JAKARTA – Gabungan Industri Kendaraan Bermotor Indonesia (Gaikindo) mengusulkan kepada pemerintah agar mobil keluaran tahun 2006 keatas dilarang membeli Bahan Bakar Minyak (BBM) bersubsidi. Selain membantu mengurangi beban Negara, hal itu juga bisa membuat kendaraan menjadi lebih awet.

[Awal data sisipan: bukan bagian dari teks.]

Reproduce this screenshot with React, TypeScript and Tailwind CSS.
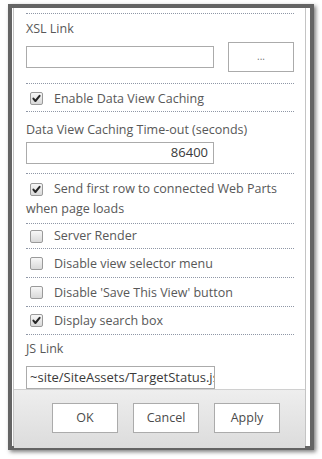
import React from "react";

const font = { fontFamily: '"Open Sans", "Noto Sans", sans-serif' };

function Check({ checked }: { checked: boolean }) {
  return (
    <span className="relative inline-block w-[13px] h-[13px] shrink-0 rounded-[2px] border border-[#9a9a9a] bg-gradient-to-b from-[#f7f7f7] to-[#d9d9d9]">
      {checked && (
        <svg viewBox="0 0 13 13" className="absolute left-[-1px] top-[-1px] w-[13px] h-[13px]">
          <path d="M3.4 6.6 L5.4 9 L9.6 3.8" fill="none" stroke="#262626" strokeWidth="2" strokeLinecap="round" strokeLinejoin="round" />
        </svg>
      )}
    </span>
  );
}

function CheckRow({ label, checked, h, extra }: { label: string; checked: boolean; h: string; extra?: string }) {
  return (
    <div className={`flex items-center border-b border-dotted border-[#8f97a6] ${h}`}>
      <div className={`flex items-center pl-[4px] ${extra ?? ""}`}>
        <Check checked={checked} />
        <span className="ml-[11px] leading-[18px]">{label}</span>
      </div>
    </div>
  );
}

export default function App() {
  return (
    <div className="w-[322px] h-[459px] bg-white overflow-hidden text-[12.5px] text-[#585858]" style={font}>
      <div className="ml-[8px] mt-[4px] w-[306px] h-[446px] border-4 border-[#646464] shadow-[2px_2px_4px_rgba(0,0,0,0.5)] bg-white flex">
        <div className="ml-[1px] w-[293px] h-full border-x border-[#c4c4c4] flex flex-col">
          <div className="flex-1 pl-[12px] pr-[11px] pt-[5px]">
            <div className="border-t border-dotted border-[#8f97a6]" />
            {/* XSL Link */}
            <div className="h-[70px] border-b border-dotted border-[#8f97a6] pt-[6px]">
              <div className="leading-[18px]">XSL Link</div>
              <div className="mt-[4px] flex items-center h-[30px]">
                <div className="w-[188px] h-[22px] border border-[#ababab] bg-white" />
                <div className="ml-[14px] w-[66px] h-[30px] border border-[#ababab] bg-white flex items-center justify-center text-[10px] text-[#777] leading-none pb-[2px]">
                  ...
                </div>
              </div>
            </div>
            <CheckRow label="Enable Data View Caching" checked h="h-[28px]" extra="pt-[2px]" />
            {/* Time-out */}
            <div className="h-[62px] border-b border-dotted border-[#8f97a6] pt-[9px]">
              <div className="leading-[18px]">Data View Caching Time-out (seconds)</div>
              <div className="mt-[3px] w-[188px] h-[22px] border border-[#ababab] bg-white flex items-center justify-end pr-[5px] text-[13px] text-[#3a3a3a]">
                86400
              </div>
            </div>
            {/* Send first row */}
            <div className="h-[50px] border-b border-dotted border-[#8f97a6] pt-[5px]">
              <div className="flex items-center h-[20px] pl-[4px]">
                <Check checked />
                <span className="ml-[11px] leading-[20px] whitespace-nowrap">Send first row to connected Web Parts</span>
              </div>
              <div className="leading-[20px]">when page loads</div>
            </div>
            <CheckRow label="Server Render" checked={false} h="h-[25px]" />
            <CheckRow label="Disable view selector menu" checked={false} h="h-[29px]" extra="pt-[1px]" />
            <CheckRow label="Disable 'Save This View' button" checked={false} h="h-[29px]" extra="pt-[1px]" />
            <CheckRow label="Display search box" checked h="h-[28px]" />
            {/* JS Link */}
            <div className="pt-[5px]">
              <div className="leading-[18px]">JS Link</div>
              <div className="mt-[8px] w-[189px] h-[23px] border border-[#ababab] bg-white overflow-hidden whitespace-nowrap flex items-center pl-[3px] text-[13px] text-[#3a3a3a]">
                ~site/SiteAssets/TargetStatus.js
              </div>
            </div>
          </div>
          <div className="h-[59px] shrink-0 border-t border-[#d0d0d0] bg-gradient-to-b from-[#eeeeee] to-[#dcdcdc] flex items-center pl-[38px] gap-[15px] pb-[2px]">
            <div className="w-[66px] h-[30px] border border-[#ababab] bg-white flex items-center justify-center text-[#4a4a4a]">OK</div>
            <div className="w-[66px] h-[30px] border border-[#ababab] bg-white flex items-center justify-center text-[#4a4a4a]">Cancel</div>
            <div className="w-[66px] h-[30px] border border-[#ababab] bg-white flex items-center justify-center text-[#4a4a4a]">Apply</div>
          </div>
        </div>
      </div>
    </div>
  );
}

ISI BBM: Sejumlah mobil tengah mengisi bahan bakar  SPBU 142011126  Jalan Brigjend Katamso Medan, beberapa waktu lalu.//ANDRI GINTING/SUMUT POS
ISI BBM: Sejumlah mobil tengah mengisi bahan bakar di SPBU 142011126 di Jalan Brigjend Katamso Medan, beberapa waktu lalu.//ANDRI GINTING/SUMUT POS

“Itu sebenarnya sudah ada aturannya, yang dikeluarkan oleh Menteri Perindustrian sejak tahun 2006. Bahwa sejak tahun 2006 itu seharusnya seluruh kendaraan produksi baru wajib memakai BBM dengan oktan 91 keatas,” ujar Ketua I Gabungan Industri Kendaraan Bermotor Indonesia (Gaikindo), Jongkie Sugiarto saat dihubungi kemarin.

Kebijakan itu sendiri merujuk dari kualitas produksi mobil yang sejak tahun 2006 sudah menggunakan standae emisi Euro 2. Mobil dengan spesifikasi tersebut tidak cocok lagi menggunakan bahan bakar dengan oktan 91 ke bawah. “Sejak 2006 semua sudah memakai standar emisi Euro 2, jadi mesin-mesin itu seharusnya memakai BBM dengan oktan 91 keatas,” tuturnya.

Saat ini Pertamina memiliki dua produk utama yaitu Premium dengan oktan 88, dan Pertamax yang memiliki kandungan oktan 92. Para pemilik mobil kebanyakan memilih Premium karena disubsidi pemerintah sehingga harganya lebih murah, yaitu Rp 4500 perliter. Sementara Pertamax yang tidak disubsidi harganya antara Rp 9000-10.000 perliter.

Jongkie menegaskan, jika pemilik mobil masih memaksakan mengkonsumsi BBM dengan oktan dibawah 91, maka kendaraan akan cepat rusak. “Pakailah BBM yang benar. Baca dong owners manual, pasti tertulis di situ harus pakai bahan bakar sesuai Euro 2, itu berarti harus yang beroktan 91 keatas, jangan cuma mau murah aja,” kata dia .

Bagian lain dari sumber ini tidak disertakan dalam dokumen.